Cambodians in Japan

Total population
- 28,957 (In December, 2025)

Regions with significant populations
- Yokohama, Tokyo, Nagoya, Fukuoka, Hamamatsu

Languages
- Khmer, Japanese

Religion
- Buddhism, Shintoism

Related ethnic groups
- Khmer people, Vietnamese people in Japan, Thais in Japan, Burmese people in Japan

= Cambodians in Japan =

Cambodians in Japan consist of ethnic Khmer people that were born in or have immigrated to Japan. As of December 2025, there were 28,957 Cambodians living in Japan.

== History ==
The first settlements of Cambodians in Japan were already in the 17th century when their first trade began.

In 1953, when Japan and Cambodia established diplomatic relations, many Cambodian workers came to Japan.

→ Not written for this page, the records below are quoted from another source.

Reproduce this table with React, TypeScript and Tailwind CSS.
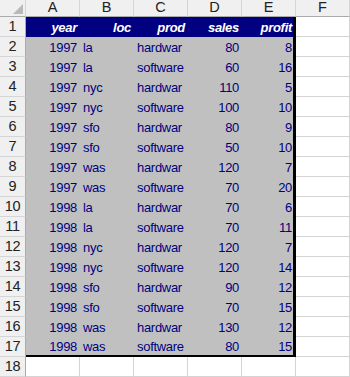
const rows: [number, string, string, number, number][] = [
  [1997, "la", "hardwar", 80, 8],
  [1997, "la", "software", 60, 16],
  [1997, "nyc", "hardwar", 110, 5],
  [1997, "nyc", "software", 100, 10],
  [1997, "sfo", "hardwar", 80, 9],
  [1997, "sfo", "software", 50, 10],
  [1997, "was", "hardwar", 120, 7],
  [1997, "was", "software", 70, 20],
  [1998, "la", "hardwar", 70, 6],
  [1998, "la", "software", 70, 11],
  [1998, "nyc", "hardwar", 120, 7],
  [1998, "nyc", "software", 120, 14],
  [1998, "sfo", "hardwar", 90, 12],
  [1998, "sfo", "software", 70, 15],
  [1998, "was", "hardwar", 130, 12],
  [1998, "was", "software", 80, 15],
];

const letters = ["A", "B", "C", "D", "E", "F"];

function RowHead({ n }: { n: number }) {
  return (
    <div className="w-[26px] shrink-0 h-full flex items-center justify-center bg-[#f0f0f0] border-r border-b border-r-[#ababab] border-b-[#d5d5d5] text-[14.5px] text-[#222] pt-[1px]">
      {n}
    </div>
  );
}

function EmptyCell() {
  return <div className="w-[54px] shrink-0 h-full border-r border-b border-[#d4d4d4] bg-white" />;
}

function DataRow({ r, n, last }: { r: (typeof rows)[number]; n: number; last: boolean }) {
  const base = "shrink-0 h-full flex items-center bg-[#c0c0c0] text-[#000080] whitespace-nowrap pt-[2px]";
  const bottom = last ? " border-b-2 border-b-black" : "";
  return (
    <div className="flex h-[20px]">
      <RowHead n={n} />
      <div className={"w-[54px] justify-end pr-[3px] " + base + bottom}>{r[0]}</div>
      <div className={"w-[54px] pl-[3px] " + base + bottom}>{r[1]}</div>
      <div className={"w-[54px] pl-[3px] " + base + bottom}>{r[2]}</div>
      <div className={"w-[54px] justify-end pr-[3px] " + base + bottom}>{r[3]}</div>
      <div className={"w-[54px] justify-end pr-[1px] border-r-[3px] border-r-black " + base + bottom}>{r[4]}</div>
      <EmptyCell />
    </div>
  );
}

export default function App() {
  return (
    <div
      className="w-[350px] h-[377px] bg-white overflow-hidden text-[13px] tracking-[-0.3px]"
      style={{ fontFamily: '"Liberation Sans", Arial, sans-serif' }}
    >
      {/* column headers */}
      <div className="flex h-[17px]">
        <div className="w-[26px] shrink-0 h-full bg-[#f0f0f0] border-r border-b border-r-[#d5d5d5] border-b-[#ababab] flex items-end justify-end pr-[2px] pb-[2px]">
          <svg width="10" height="10" viewBox="0 0 10 10">
            <polygon points="10,0 10,10 0,10" fill="#b9b9b9" />
          </svg>
        </div>
        {letters.map((l) => (
          <div
            key={l}
            className="w-[54px] shrink-0 h-full bg-[#f0f0f0] border-r border-b border-r-[#d5d5d5] border-b-[#ababab] flex items-center justify-center text-[14.5px] tracking-normal text-[#222]"
          >
            {l}
          </div>
        ))}
      </div>

      {/* row 1: field names */}
      <div className="flex h-[20px]">
        <RowHead n={1} />
        {["year", "loc", "prod", "sales"].map((h) => (
          <div key={h} className="w-[54px] shrink-0 h-full flex items-center justify-end pr-[3px] pt-[1px] bg-[#000080] text-white font-bold italic">
            {h}
          </div>
        ))}
        <div className="w-[54px] shrink-0 h-full flex items-center justify-end pr-[1px] pt-[1px] bg-[#000080] text-white font-bold italic border-r-[3px] border-r-black">
          profit
        </div>
        <EmptyCell />
      </div>

      {rows.map((r, i) => (
        <DataRow key={i} r={r} n={i + 2} last={i === rows.length - 1} />
      ))}

      {/* row 18 */}
      <div className="flex h-[20px]">
        <RowHead n={18} />
        {letters.map((l) => (
          <EmptyCell key={l} />
        ))}
      </div>
    </div>
  );
}
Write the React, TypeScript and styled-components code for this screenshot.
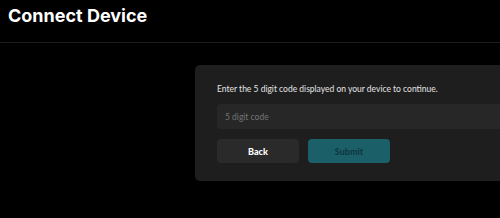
import styled, { createGlobalStyle } from 'styled-components';
import { useState } from 'react';

const GlobalStyle = createGlobalStyle`
  body {
    margin: 0;
    background: #000;
    font-family: Lato, 'Noto Sans', sans-serif;
    overflow: hidden;
  }
`;

const Page = styled.div`
  width: 500px;
  height: 218px;
  background: #000;
  overflow: hidden;
`;

const Header = styled.header`
  height: 43px;
  padding: 0 8px;
  display: flex;
  align-items: flex-start;
  border-bottom: 1px solid #1c1c1c;
  box-sizing: border-box;
`;

const Title = styled.h1`
  margin: 5px 0 0;
  color: #fff;
  font-family: Inter, 'Noto Sans', sans-serif;
  font-size: 18px;
  font-weight: 700;
`;

const Body = styled.main`
  padding: 22px 0 0 195px;
`;

const Card = styled.section`
  width: 420px;
  height: 116px;
  box-sizing: border-box;
  background: #1e1e1e;
  border-radius: 5px;
  padding: 17px 22px 0;
  display: flex;
  flex-direction: column;
`;

const Hint = styled.p`
  margin: 0;
  color: #e4e4e4;
  font-size: 8.5px;
  line-height: 14px;
`;

const CodeInput = styled.input`
  margin-top: 8px;
  height: 25px;
  border: 0;
  border-radius: 4px;
  background: #272727;
  color: #ddd;
  padding: 0 8px;
  font-family: inherit;
  font-size: 8.5px;
  outline: none;
  ::placeholder {
    color: #8a8a8a;
  }
`;

const Actions = styled.div`
  margin-top: 10px;
  display: flex;
  gap: 9px;
`;

const Button = styled.button<{ $primary?: boolean }>`
  width: 82px;
  height: 24px;
  border: 0;
  border-radius: 4px;
  font-family: inherit;
  font-size: 9px;
  font-weight: 900;
  cursor: pointer;
  background: ${(p) => (p.$primary ? '#1b6069' : '#2a2a2a')};
  color: ${(p) => (p.$primary ? '#0e3a40' : '#fff')};
`;

const App = () => {
  const [code, setCode] = useState('');

  return (
    <Page>
      <GlobalStyle />
      <Header>
        <Title>Connect Device</Title>
      </Header>
      <Body>
        <Card>
          <Hint>Enter the 5 digit code displayed on your device to continue.</Hint>
          <CodeInput placeholder="5 digit code" value={code} onChange={(e) => setCode(e.target.value)} />
          <Actions>
            <Button>Back</Button>
            <Button $primary>Submit</Button>
          </Actions>
        </Card>
      </Body>
    </Page>
  );
};

export default App;
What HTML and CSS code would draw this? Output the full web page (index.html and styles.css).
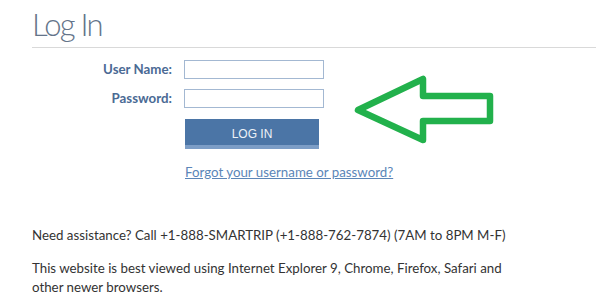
FILE: index.html
```html
<!DOCTYPE html>
<html>
<head>
<meta charset="utf-8">
<link rel="stylesheet" href="styles.css">
</head>
<body>
<div class="page">
  <h1 class="title">Log In</h1>
  <form class="login">
    <label class="label" for="user">User Name:</label>
    <input class="field" id="user" type="text">
    <label class="label" for="pass">Password:</label>
    <input class="field" id="pass" type="password">
    <button class="btn" type="button">LOG IN</button>
    <a class="forgot" href="#">Forgot your username or password?</a>
  </form>
  <div class="info">
    <p class="para first">Need assistance? Call +1-888-SMARTRIP (+1-888-762-7874) (7AM to 8PM M-F)</p>
    <p class="para">This website is best viewed using Internet Explorer 9, Chrome, Firefox, Safari and other newer browsers.</p>
  </div>
  <svg class="arrow" width="150" height="80" viewBox="350 70 150 80">
    <path d="M358 110 L423 79 L423 96 L490 96 L490 121 L423 121 L423 140 Z" fill="none" stroke="#22b14c" stroke-width="6.5" stroke-linejoin="round"/>
  </svg>
</div>
</body>
</html>
```
FILE: styles.css
```css
html, body {
  margin: 0;
  padding: 0;
  background: #ffffff;
}
body {
  font-family: Lato, "Open Sans", sans-serif;
  font-size: 13.3px;
  color: #333333;
}
.page {
  position: relative;
  padding-left: 32px;
  height: 306px;
  overflow: hidden;
}
.title {
  margin: 6px 0 0 0;
  padding-bottom: 3px;
  font-size: 31px;
  font-weight: 300;
  letter-spacing: -1.8px;
  line-height: 37.5px;
  color: #64748a;
  border-bottom: 1px solid #d9d9d9;
}
.login {
  display: grid;
  grid-template-columns: 140px 140px;
  column-gap: 12px;
  row-gap: 10px;
  align-items: center;
  margin-top: 12px;
}
.label {
  text-align: right;
  font-weight: 700;
  color: #4a6a94;
  font-size: 13.3px;
}
.field {
  box-sizing: border-box;
  width: 140px;
  height: 19px;
  margin: 0;
  padding: 0 3px;
  border: 1px solid #a3b8d2;
  border-radius: 0;
  background: #fff;
}
.btn {
  grid-column: 2;
  box-sizing: border-box;
  width: 134px;
  height: 30px;
  margin: 1px 0 0 1px;
  padding: 0;
  border: none;
  border-radius: 0;
  background: linear-gradient(to bottom, #4b75a6 0, #4b75a6 26px, #7c9dc6 26px, #7c9dc6 30px);
  color: #eef2f7;
  font-family: "Liberation Sans", Arial, sans-serif;
  font-size: 12px;
}
.forgot {
  grid-column: 2;
  margin-top: 5px;
  margin-left: 1px;
  white-space: nowrap;
  color: #5b86b8;
  font-size: 13.3px;
  line-height: 16px;
}
.info {
  margin-top: 46px;
  width: 485px;
}
.para {
  margin: 0;
  line-height: 19px;
  color: #333333;
}
.para.first {
  margin-bottom: 14px;
}
.arrow {
  position: absolute;
  left: 350px;
  top: 70px;
}
```
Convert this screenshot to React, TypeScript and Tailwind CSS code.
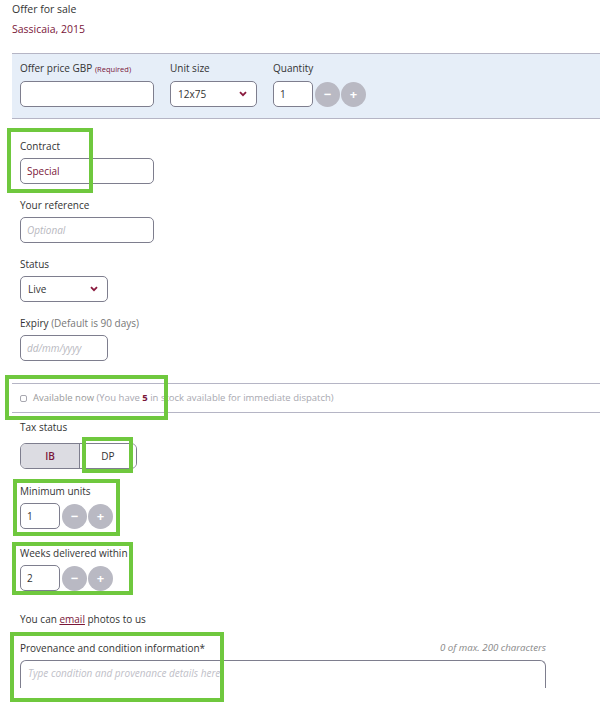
import React from "react";

const red = "text-[#7a1638]";

function Chevron() {
  return (
    <svg width="8" height="6" viewBox="0 0 8 6" className="text-[#8a1a3e]">
      <path d="M1 1.2 L4 4.2 L7 1.2" fill="none" stroke="currentColor" strokeWidth="1.8" />
    </svg>
  );
}

function Circle({ children }: { children: React.ReactNode }) {
  return (
    <div className="w-[25px] h-[25px] rounded-full bg-[#b9b9c3] flex items-center justify-center text-white font-bold text-[13px] leading-none">
      {children}
    </div>
  );
}

function Stepper({ value }: { value: string }) {
  return (
    <div className="flex items-center h-[26px]">
      <div className="w-[40px] h-[26px] border border-[#7e7e8e] rounded-[5px] bg-white flex items-center pl-[6px] text-[10px] text-[#333]">
        {value}
      </div>
      <div className="ml-[2px] flex gap-[1px]">
        <Circle>−</Circle>
        <Circle>+</Circle>
      </div>
    </div>
  );
}

function Label({ children }: { children: React.ReactNode }) {
  return <div className="h-[14px] leading-[14px] text-[10px] text-[#333]">{children}</div>;
}

function Box({ className }: { className: string }) {
  return <div className={"absolute border-[4px] border-[#6fc83e] pointer-events-none " + className} />;
}

export default function App() {
  return (
    <div
      className="relative w-[600px] h-[707px] overflow-hidden bg-white"
      style={{ fontFamily: '"Open Sans", "Noto Sans", sans-serif' }}
    >
      <div className="pl-[12px] pt-[1px] text-[10.5px] leading-[16px] text-[#333]">Offer for sale</div>
      <div className={"pl-[12px] mt-[4px] text-[10.5px] leading-[16px] " + red}>Sassicaia, 2015</div>

      {/* band */}
      <div className="ml-[12px] mt-[16px] bg-[#e6eef8] border-y border-[#b5b5c5] pl-[8px] pt-[7px] pb-[11px] flex gap-[16px]">
        <div>
          <Label>
            Offer price GBP <span className={"text-[7.5px] " + red}>(Required)</span>
          </Label>
          <div className="mt-[6px] w-[134px] h-[26px] border border-[#7e7e8e] rounded-[5px] bg-white" />
        </div>
        <div>
          <Label>Unit size</Label>
          <div className="mt-[6px] w-[87px] h-[26px] border border-[#7e7e8e] rounded-[5px] bg-white flex items-center justify-between pl-[7px] pr-[9px] text-[10px] text-[#333]">
            <span>12x75</span>
            <Chevron />
          </div>
        </div>
        <div>
          <Label>Quantity</Label>
          <div className="mt-[6px]">
            <Stepper value="1" />
          </div>
        </div>
      </div>

      <div className="pl-[20px]">
        <div className="mt-[20px]">
          <Label>Contract</Label>
          <div className={"mt-[5px] w-[134px] h-[26px] border border-[#7e7e8e] rounded-[5px] bg-white flex items-center pl-[6px] text-[10px] " + red}>
            Special
          </div>
        </div>
        <div className="mt-[14px]">
          <Label>Your reference</Label>
          <div className="mt-[5px] w-[134px] h-[26px] border border-[#7e7e8e] rounded-[5px] bg-white flex items-center pl-[6px] text-[10px] italic text-[#b8b8c0]">
            Optional
          </div>
        </div>
        <div className="mt-[14px]">
          <Label>Status</Label>
          <div className="mt-[5px] w-[88px] h-[26px] border border-[#7e7e8e] rounded-[5px] bg-white flex items-center justify-between pl-[7px] pr-[9px] text-[10px] text-[#333]">
            <span>Live</span>
            <Chevron />
          </div>
        </div>
        <div className="mt-[14px]">
          <Label>
            Expiry <span className="text-[#777]">(Default is 90 days)</span>
          </Label>
          <div className="mt-[5px] w-[88px] h-[26px] border border-[#7e7e8e] rounded-[5px] bg-white flex items-center pl-[6px] text-[10px] italic text-[#b8b8c0]">
            dd/mm/yyyy
          </div>
        </div>
      </div>

      <div className="ml-[12px] mt-[22px] border-y border-[#b5b5c5] h-[30px] flex items-center pl-[8px] text-[9.5px] text-[#a8a8b0]">
        <div className="w-[7px] h-[7px] border border-[#a8a8b0] rounded-[2px] mr-[6px]" />
        <span>
          <span className="text-[#999]">Available now</span> (You have{" "}
          <span className={"font-bold " + red}>5</span> in stock available for immediate dispatch)
        </span>
      </div>

      <div className="pl-[20px]">
        <div className="mt-[7px]">
          <Label>Tax status</Label>
          <div className="mt-[9px] flex w-[117px] h-[26px] border border-[#7e7e8e] rounded-[6px] overflow-hidden text-[10px]">
            <div className={"w-[59px] bg-[#dcdce2] border-r border-[#7e7e8e] flex items-center justify-center font-semibold " + red}>IB</div>
            <div className="flex-1 bg-white flex items-center justify-center text-[#333]">DP</div>
          </div>
        </div>
        <div className="mt-[15px]">
          <Label>Minimum units</Label>
          <div className="mt-[5px]">
            <Stepper value="1" />
          </div>
        </div>
        <div className="mt-[17px]">
          <Label>Weeks delivered within</Label>
          <div className="mt-[5px]">
            <Stepper value="2" />
          </div>
        </div>
        <div className="mt-[21px] h-[14px] leading-[14px] text-[10px] text-[#333]">
          You can <span className={"underline " + red}>email</span> photos to us
        </div>
        <div className="mt-[15px] w-[526px]">
          <div className="flex justify-between">
            <Label>Provenance and condition information*</Label>
            <div className="h-[14px] leading-[14px] text-[9.7px] italic text-[#888]">0 of max. 200 characters</div>
          </div>
          <div className="mt-[5px] h-[28px] border-t border-x border-[#7e7e8e] rounded-t-[6px] pl-[7px] pt-[5px] text-[10px] italic text-[#c0c0c8]">
            Type condition and provenance details here.
          </div>
        </div>
      </div>

      <Box className="left-[7px] top-[128px] w-[86px] h-[65px]" />
      <Box className="left-[5px] top-[375px] w-[163px] h-[45px]" />
      <Box className="left-[82px] top-[437px] w-[51px] h-[36px]" />
      <Box className="left-[13px] top-[479px] w-[107px] h-[57px]" />
      <Box className="left-[12px] top-[542px] w-[121px] h-[53px]" />
      <Box className="left-[10px] top-[632px] w-[214px] h-[70px]" />
    </div>
  );
}
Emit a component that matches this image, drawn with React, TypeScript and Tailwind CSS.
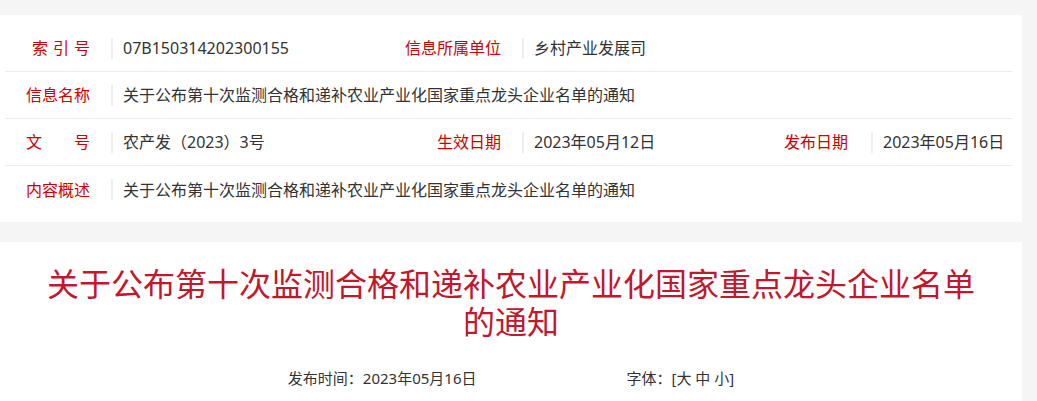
const FONT = { fontFamily: '"Noto Sans", "Noto Sans CJK SC", sans-serif' };

function Divider() {
  return <span className="ml-[21px] mr-[10px] h-[21px] w-[2px] shrink-0 bg-[#eeeeee]" />;
}

function Label({ children, className = '' }: { children: React.ReactNode; className?: string }) {
  return <div className={`shrink-0 text-right text-[#cc0000] ${className}`}>{children}</div>;
}

export default function App() {
  return (
    <div className="min-h-[401px] bg-[#f5f5f5] pt-[15px] text-[16px] text-[#333333]" style={FONT}>
      <div className="w-[1022px] bg-white pb-[9px] pl-[5px] pr-[10px] pt-[10px]">
        <div className="flex h-[47px] items-center border-b border-[#ebebeb]">
          <Label className="w-[85px]">
            <span className="inline-flex gap-[5px]">
              <span>索</span>
              <span>引</span>
              <span>号</span>
            </span>
          </Label>
          <Divider />
          <div className="w-[277px]">07B150314202300155</div>
          <Label className="w-[101px]">信息所属单位</Label>
          <Divider />
          <div>乡村产业发展司</div>
        </div>

        <div className="flex h-[47px] items-center border-b border-[#ebebeb]">
          <Label className="w-[85px]">信息名称</Label>
          <Divider />
          <div className="flex-1">关于公布第十次监测合格和递补农业产业化国家重点龙头企业名单的通知</div>
        </div>

        <div className="flex h-[47px] items-center border-b border-[#ebebeb]">
          <Label className="flex w-[85px] justify-end">
            <span className="flex w-[64px] justify-between">
              <span>文</span>
              <span>号</span>
            </span>
          </Label>
          <Divider />
          <div className="w-[277px]">农产发（2023）3号</div>
          <Label className="w-[101px]">生效日期</Label>
          <Divider />
          <div className="w-[226px]">2023年05月12日</div>
          <Label className="w-[88px]">发布日期</Label>
          <span className="ml-[23px] mr-[10px] h-[21px] w-[2px] shrink-0 bg-[#eeeeee]" />
          <div>2023年05月16日</div>
        </div>

        <div className="flex h-[47px] items-center">
          <Label className="w-[85px]">内容概述</Label>
          <Divider />
          <div className="flex-1">关于公布第十次监测合格和递补农业产业化国家重点龙头企业名单的通知</div>
        </div>
      </div>

      <div className="mt-[20px] w-[1022px] bg-white px-[40px] pb-[40px] pt-[23px]">
        <h1 className="text-center text-[32px] leading-[38px] text-[#c0182d]">
          关于公布第十次监测合格和递补农业产业化国家重点龙头企业名单的通知
        </h1>
        <div className="mt-[26px] flex justify-center gap-[150px] text-[15px] text-[#333333]">
          <span>发布时间：2023年05月16日</span>
          <span>字体：[大 中 小]</span>
        </div>
      </div>
    </div>
  );
}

Since 2010s, the Cambodian population in Japan has increased due to the better Japanese visa policy for Cambodians. Most of them are students, factory workers and people who work in Cambodian or Thai restaurants. as both countries are monarchies, they have had good relations for many years. There are also many Cambodian festivals organised by Cambodian community in Japan, held mostly in Tokyo. From 23,750 Cambodians, almost 3,000 Cambodians resides in Kanagawa Prefecture alone making it the Prefecture with most Cambodians where most of them works in Tokyo or Yokohama.

There were also many protests in Japan held by Cambodian residents, mostly against the politics of Cambodia, similar to the protests held by Burmese residents in Japan.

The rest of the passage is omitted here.